_Extracted information_
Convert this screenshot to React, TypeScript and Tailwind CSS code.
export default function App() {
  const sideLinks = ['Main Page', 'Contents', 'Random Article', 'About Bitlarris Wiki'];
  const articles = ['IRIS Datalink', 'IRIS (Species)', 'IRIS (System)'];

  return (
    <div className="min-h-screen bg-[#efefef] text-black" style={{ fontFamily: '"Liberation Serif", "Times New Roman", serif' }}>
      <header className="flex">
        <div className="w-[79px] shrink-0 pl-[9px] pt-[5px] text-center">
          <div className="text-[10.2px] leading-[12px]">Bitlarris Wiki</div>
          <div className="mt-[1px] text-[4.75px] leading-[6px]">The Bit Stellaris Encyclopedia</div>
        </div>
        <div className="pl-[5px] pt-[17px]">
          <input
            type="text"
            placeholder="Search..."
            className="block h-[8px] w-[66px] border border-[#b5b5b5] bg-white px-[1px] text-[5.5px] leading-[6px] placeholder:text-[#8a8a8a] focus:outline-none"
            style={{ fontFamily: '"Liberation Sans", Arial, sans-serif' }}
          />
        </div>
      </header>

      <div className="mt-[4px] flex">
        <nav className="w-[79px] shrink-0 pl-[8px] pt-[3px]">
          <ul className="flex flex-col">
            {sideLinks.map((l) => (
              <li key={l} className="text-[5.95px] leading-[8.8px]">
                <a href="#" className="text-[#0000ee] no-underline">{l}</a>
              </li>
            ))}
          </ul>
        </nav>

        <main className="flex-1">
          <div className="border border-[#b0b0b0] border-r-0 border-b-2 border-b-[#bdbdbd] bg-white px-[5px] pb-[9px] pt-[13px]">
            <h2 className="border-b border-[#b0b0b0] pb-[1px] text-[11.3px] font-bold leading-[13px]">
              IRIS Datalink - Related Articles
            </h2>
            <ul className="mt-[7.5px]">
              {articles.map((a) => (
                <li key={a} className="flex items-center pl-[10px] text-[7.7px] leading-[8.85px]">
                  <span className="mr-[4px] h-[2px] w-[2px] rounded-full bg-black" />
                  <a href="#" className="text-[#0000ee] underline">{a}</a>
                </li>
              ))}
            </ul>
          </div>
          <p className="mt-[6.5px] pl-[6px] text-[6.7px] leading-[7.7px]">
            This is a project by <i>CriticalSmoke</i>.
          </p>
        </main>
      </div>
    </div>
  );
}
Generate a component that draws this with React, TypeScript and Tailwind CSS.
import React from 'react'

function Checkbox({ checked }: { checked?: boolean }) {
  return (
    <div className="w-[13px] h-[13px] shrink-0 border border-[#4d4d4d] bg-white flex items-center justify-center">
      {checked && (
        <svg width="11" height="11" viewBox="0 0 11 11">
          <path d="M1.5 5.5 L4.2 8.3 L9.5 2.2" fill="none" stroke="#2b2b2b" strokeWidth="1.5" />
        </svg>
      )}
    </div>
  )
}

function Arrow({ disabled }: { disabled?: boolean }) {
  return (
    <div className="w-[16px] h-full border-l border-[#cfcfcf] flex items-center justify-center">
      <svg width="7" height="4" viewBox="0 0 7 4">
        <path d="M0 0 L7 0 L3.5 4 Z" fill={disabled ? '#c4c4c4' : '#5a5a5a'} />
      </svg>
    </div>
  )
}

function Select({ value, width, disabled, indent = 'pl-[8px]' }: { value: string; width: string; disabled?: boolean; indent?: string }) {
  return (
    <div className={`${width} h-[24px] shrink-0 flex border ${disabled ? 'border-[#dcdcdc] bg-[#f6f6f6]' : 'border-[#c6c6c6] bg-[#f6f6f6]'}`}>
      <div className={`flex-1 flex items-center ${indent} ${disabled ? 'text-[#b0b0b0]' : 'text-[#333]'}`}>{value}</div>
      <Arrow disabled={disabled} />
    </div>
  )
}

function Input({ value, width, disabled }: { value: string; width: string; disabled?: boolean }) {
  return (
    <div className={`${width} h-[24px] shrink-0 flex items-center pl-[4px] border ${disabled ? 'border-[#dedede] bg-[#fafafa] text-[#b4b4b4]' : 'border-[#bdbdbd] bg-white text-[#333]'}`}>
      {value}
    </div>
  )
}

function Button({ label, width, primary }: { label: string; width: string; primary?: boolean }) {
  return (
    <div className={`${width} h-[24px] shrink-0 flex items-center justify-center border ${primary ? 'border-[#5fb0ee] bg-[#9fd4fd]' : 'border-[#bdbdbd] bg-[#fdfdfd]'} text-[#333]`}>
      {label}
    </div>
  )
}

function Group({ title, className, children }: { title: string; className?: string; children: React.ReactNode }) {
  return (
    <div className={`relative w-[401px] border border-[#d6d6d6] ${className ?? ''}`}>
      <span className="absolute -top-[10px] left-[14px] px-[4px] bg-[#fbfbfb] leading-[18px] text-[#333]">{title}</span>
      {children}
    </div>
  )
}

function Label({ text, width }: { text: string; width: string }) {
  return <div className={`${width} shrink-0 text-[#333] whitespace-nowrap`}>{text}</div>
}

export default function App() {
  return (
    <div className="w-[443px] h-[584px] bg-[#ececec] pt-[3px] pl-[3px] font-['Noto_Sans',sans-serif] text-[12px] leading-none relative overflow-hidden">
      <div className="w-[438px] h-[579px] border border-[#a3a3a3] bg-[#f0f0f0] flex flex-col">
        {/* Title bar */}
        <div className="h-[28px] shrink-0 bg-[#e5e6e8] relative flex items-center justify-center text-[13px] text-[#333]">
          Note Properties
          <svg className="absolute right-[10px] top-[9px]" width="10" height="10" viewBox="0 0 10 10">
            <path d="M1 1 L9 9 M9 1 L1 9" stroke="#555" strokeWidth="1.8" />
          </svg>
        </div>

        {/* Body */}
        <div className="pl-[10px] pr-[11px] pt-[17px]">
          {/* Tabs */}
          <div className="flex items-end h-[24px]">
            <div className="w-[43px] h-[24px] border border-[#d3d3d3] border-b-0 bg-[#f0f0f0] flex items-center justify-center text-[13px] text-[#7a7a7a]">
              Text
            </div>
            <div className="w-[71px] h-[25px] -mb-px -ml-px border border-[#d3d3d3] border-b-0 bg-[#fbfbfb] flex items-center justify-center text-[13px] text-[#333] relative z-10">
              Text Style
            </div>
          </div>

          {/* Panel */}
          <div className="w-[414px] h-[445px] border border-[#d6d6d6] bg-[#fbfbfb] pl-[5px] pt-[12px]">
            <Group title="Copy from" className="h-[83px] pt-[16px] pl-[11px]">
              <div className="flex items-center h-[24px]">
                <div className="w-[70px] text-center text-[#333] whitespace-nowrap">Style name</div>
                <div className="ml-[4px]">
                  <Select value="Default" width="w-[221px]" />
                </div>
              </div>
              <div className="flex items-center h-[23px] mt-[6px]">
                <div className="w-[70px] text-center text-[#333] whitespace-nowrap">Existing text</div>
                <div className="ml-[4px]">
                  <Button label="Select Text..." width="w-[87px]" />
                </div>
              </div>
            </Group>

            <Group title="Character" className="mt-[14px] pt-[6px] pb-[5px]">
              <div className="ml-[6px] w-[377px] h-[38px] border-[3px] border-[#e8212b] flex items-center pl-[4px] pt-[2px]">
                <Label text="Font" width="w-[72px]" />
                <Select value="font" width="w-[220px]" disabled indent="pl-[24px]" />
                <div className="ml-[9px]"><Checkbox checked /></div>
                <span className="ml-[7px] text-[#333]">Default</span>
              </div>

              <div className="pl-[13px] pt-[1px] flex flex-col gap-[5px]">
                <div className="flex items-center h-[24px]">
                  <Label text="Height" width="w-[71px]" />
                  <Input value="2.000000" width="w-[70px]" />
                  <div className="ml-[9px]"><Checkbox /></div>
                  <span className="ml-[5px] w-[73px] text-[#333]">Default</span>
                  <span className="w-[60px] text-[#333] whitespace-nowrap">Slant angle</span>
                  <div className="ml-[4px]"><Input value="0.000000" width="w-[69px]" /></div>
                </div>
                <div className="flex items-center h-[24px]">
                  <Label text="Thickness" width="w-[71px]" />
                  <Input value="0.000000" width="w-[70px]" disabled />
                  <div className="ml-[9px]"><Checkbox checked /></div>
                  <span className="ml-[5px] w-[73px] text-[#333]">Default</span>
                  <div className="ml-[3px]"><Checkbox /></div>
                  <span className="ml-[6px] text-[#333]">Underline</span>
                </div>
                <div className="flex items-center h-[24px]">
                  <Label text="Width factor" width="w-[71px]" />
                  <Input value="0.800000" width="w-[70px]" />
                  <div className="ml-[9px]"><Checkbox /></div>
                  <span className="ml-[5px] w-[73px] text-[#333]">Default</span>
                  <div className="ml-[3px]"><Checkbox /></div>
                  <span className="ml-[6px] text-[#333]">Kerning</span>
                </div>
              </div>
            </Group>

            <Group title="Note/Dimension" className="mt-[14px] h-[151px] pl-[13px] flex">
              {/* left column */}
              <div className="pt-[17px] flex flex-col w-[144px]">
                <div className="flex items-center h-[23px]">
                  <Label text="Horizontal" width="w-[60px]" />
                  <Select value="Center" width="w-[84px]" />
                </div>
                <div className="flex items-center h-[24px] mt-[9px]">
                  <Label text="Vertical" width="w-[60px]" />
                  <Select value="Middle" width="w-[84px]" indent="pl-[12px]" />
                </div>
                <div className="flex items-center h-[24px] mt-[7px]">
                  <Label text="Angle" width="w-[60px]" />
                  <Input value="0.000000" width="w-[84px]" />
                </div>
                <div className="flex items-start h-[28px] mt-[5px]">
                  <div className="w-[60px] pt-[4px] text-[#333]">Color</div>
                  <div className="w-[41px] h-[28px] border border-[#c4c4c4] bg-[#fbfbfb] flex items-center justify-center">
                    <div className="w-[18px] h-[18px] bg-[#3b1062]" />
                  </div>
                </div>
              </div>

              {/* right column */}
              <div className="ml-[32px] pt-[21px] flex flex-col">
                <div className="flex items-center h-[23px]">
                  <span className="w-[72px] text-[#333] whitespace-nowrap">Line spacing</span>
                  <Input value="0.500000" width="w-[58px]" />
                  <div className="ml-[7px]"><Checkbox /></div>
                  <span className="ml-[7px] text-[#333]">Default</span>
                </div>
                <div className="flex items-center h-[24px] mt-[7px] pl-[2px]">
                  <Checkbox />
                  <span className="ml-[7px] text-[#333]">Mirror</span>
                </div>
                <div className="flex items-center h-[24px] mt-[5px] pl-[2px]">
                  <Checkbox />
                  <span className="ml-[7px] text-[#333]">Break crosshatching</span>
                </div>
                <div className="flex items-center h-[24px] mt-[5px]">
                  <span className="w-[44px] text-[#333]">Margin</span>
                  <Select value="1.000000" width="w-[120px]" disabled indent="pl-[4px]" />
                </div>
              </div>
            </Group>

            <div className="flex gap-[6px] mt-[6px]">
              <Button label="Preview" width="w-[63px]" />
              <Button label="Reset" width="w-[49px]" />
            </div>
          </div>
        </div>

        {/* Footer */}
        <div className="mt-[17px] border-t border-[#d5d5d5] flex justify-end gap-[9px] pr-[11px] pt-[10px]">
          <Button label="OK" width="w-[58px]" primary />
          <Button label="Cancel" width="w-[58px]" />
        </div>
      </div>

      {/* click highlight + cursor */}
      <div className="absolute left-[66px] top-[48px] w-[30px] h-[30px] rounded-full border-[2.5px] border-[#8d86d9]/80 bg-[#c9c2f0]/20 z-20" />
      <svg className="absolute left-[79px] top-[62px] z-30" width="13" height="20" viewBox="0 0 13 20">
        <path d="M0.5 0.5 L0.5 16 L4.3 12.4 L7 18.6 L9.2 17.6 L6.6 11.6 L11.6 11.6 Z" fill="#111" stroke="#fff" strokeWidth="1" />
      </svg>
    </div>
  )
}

* * *

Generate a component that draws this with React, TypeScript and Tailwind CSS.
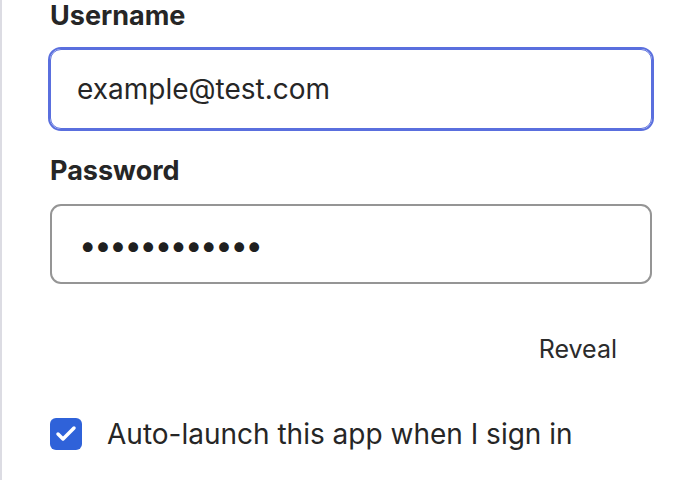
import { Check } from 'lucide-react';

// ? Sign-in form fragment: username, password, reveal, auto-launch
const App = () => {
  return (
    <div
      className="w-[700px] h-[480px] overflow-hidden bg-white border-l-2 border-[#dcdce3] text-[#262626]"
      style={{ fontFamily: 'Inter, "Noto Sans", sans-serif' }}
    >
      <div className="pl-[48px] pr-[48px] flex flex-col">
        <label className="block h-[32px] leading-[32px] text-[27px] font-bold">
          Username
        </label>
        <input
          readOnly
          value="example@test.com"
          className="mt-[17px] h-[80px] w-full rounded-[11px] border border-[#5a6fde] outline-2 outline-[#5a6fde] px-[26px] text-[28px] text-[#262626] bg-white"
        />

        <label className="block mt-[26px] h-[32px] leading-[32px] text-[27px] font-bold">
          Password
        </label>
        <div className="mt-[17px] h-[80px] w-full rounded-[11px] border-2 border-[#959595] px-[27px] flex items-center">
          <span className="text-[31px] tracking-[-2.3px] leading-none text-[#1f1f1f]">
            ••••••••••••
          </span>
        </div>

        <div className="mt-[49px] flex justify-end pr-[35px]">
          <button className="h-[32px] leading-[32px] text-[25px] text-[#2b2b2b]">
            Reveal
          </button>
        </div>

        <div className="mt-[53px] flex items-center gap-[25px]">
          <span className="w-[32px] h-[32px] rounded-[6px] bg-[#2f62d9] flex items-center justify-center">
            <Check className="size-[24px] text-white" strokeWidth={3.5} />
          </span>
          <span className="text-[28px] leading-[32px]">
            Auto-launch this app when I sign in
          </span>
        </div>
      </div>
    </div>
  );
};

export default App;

_What is needed_
Nothing but the lines from the line that contains "Convert this screenshot" through the line that contains "const articles = ['IRIS" should be given again, each exactly as it stands, both ends included.

_Solution for this exercise_
Convert this screenshot to React, TypeScript and Tailwind CSS code.
export default function App() {
  const sideLinks = ['Main Page', 'Contents', 'Random Article', 'About Bitlarris Wiki'];
  const articles = ['IRIS Datalink', 'IRIS (Species)', 'IRIS (System)'];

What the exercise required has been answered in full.